A simple example of writing a vectorized operation, in this case to apply a 10% salary raise:
emp_df['emp_salary'] = emp_df['emp_salary'] * 1.1
#37 – Use Categorical data
Specifying data types for your DataFrame columns can help reduce memory consumption, specially for large datasets. The category data type is specially useful in reducing the memory footprint of the DataFrame.
Use the astype method to convert the department column to a category:
emp_df['emp_department'] = emp_df['emp_department'].astype('category')
#38 – Optimize dtypes with infer_objects()
Another nice trick is to allow Pandas to optimize column Dtypes automatically for performance. This is accomplished using the infer_objects() method.

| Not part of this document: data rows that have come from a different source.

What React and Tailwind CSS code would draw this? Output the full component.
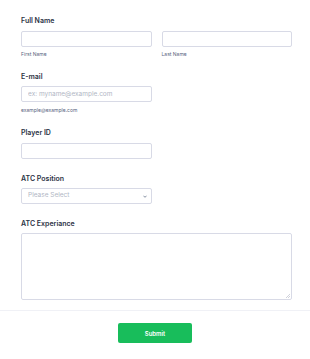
export default function App() {
  const label = "text-[7px] font-semibold text-[#2c3345] leading-none";
  const sub = "text-[5px] text-[#57647e] leading-none";
  const input =
    "block h-4 w-full rounded-[2px] border border-[#d8dae6] bg-white px-1.5 text-[6.5px] text-[#2c3345] placeholder:text-[#b1b6c4] outline-none";

  return (
    <div
      className="w-[310px] h-[359px] bg-white"
      style={{ fontFamily: "Inter, 'Noto Sans', sans-serif" }}
    >
      <div className="pl-[21px] pr-[18px] pt-[17px]">
        {/* Full name */}
        <p className={label}>Full Name</p>
        <div className="mt-[7px] flex gap-[10px]">
          <div className="w-[131px]">
            <input className={input} />
            <p className={`${sub} mt-[5px]`}>First Name</p>
          </div>
          <div className="w-[131px]">
            <input className={input} />
            <p className={`${sub} mt-[5px]`}>Last Name</p>
          </div>
        </div>

        {/* Email */}
        <p className={`${label} mt-[16px]`}>E-mail</p>
        <div className="mt-[6px] w-[131px]">
          <input className={input} placeholder="ex: myname@example.com" />
          <p className={`${sub} mt-[6px]`}>example@example.com</p>
        </div>

        {/* Player ID */}
        <p className={`${label} mt-[16px]`}>Player ID</p>
        <div className="mt-[7px] w-[131px]">
          <input className={input} />
        </div>

        {/* ATC Position */}
        <p className={`${label} mt-[16px]`}>ATC Position</p>
        <div className="mt-[6px] w-[131px] h-4 rounded-[2px] border border-[#d8dae6] flex items-center justify-between pl-1.5 pr-[4px]">
          <span className="text-[6.5px] text-[#b1b6c4]">Please Select</span>
          <svg width="4" height="3" viewBox="0 0 10 6" fill="none">
            <path d="M1 1l4 4 4-4" stroke="#57647e" strokeWidth="1.8" />
          </svg>
        </div>

        {/* ATC Experiance */}
        <p className={`${label} mt-[16px]`}>ATC Experiance</p>
        <div className="mt-[6px] w-[271px] h-[67px] rounded-[2px] border border-[#d8dae6] relative">
          <svg
            className="absolute right-[1px] bottom-[1px]"
            width="4"
            height="4"
            viewBox="0 0 4 4"
          >
            <path d="M4 0L0 4M4 2L2 4" stroke="#b1b6c4" strokeWidth="0.6" />
          </svg>
        </div>
      </div>

      <div className="mt-[10px] border-t border-[#f0f1f6] flex justify-center pt-[12px]">
        <button className="w-[74px] h-[20px] rounded-[2px] bg-[#18bd5b] text-white text-[6px] font-semibold">
          Submit
        </button>
      </div>
    </div>
  );
}
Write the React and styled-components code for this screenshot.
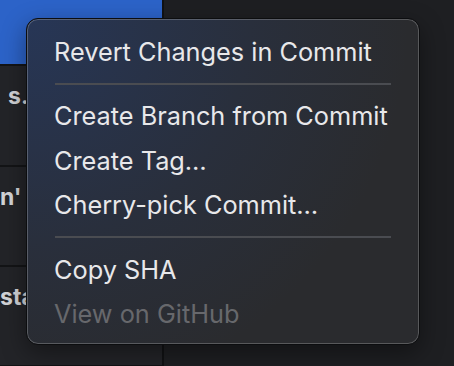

emp_df = emp_df.infer_objects()
We can then check the new Pandas data types assigned to this DataFrame using the following code:
emp_df.dtypes
#39 – Use isin for Filtering values
To improve performance, when filtering your DataFrame, instead of using multiple boolean AND or OR condition, use ISIN. This provides a more efficient way to filter DataFrame rows according to a list of values.
departments_lst = ['FIN', 'SLS']
filtered_emp_df = emp_df[emp_df ['emp_department'].isin(departments_lst)]
#40 – Use clip()
Sometimes you are interested to filter out outliers in a large set of observations. One little known function to accomplish that is clip().
Here is an example that displayas all employees aged 30 to 55.
emp_df['emp_age'] = emp_df['emp_age'].clip(lower=30, upper=55)
Conclusion
In summary, Pandas is a very powerful data analysis tool featuring dozens of less known features. By leveraging the useful tips mentioned above, you can streamline your workflow and enhance your Data Analysis productivity. Know Feel free to post additional lesser known Pandas hacks in the comments.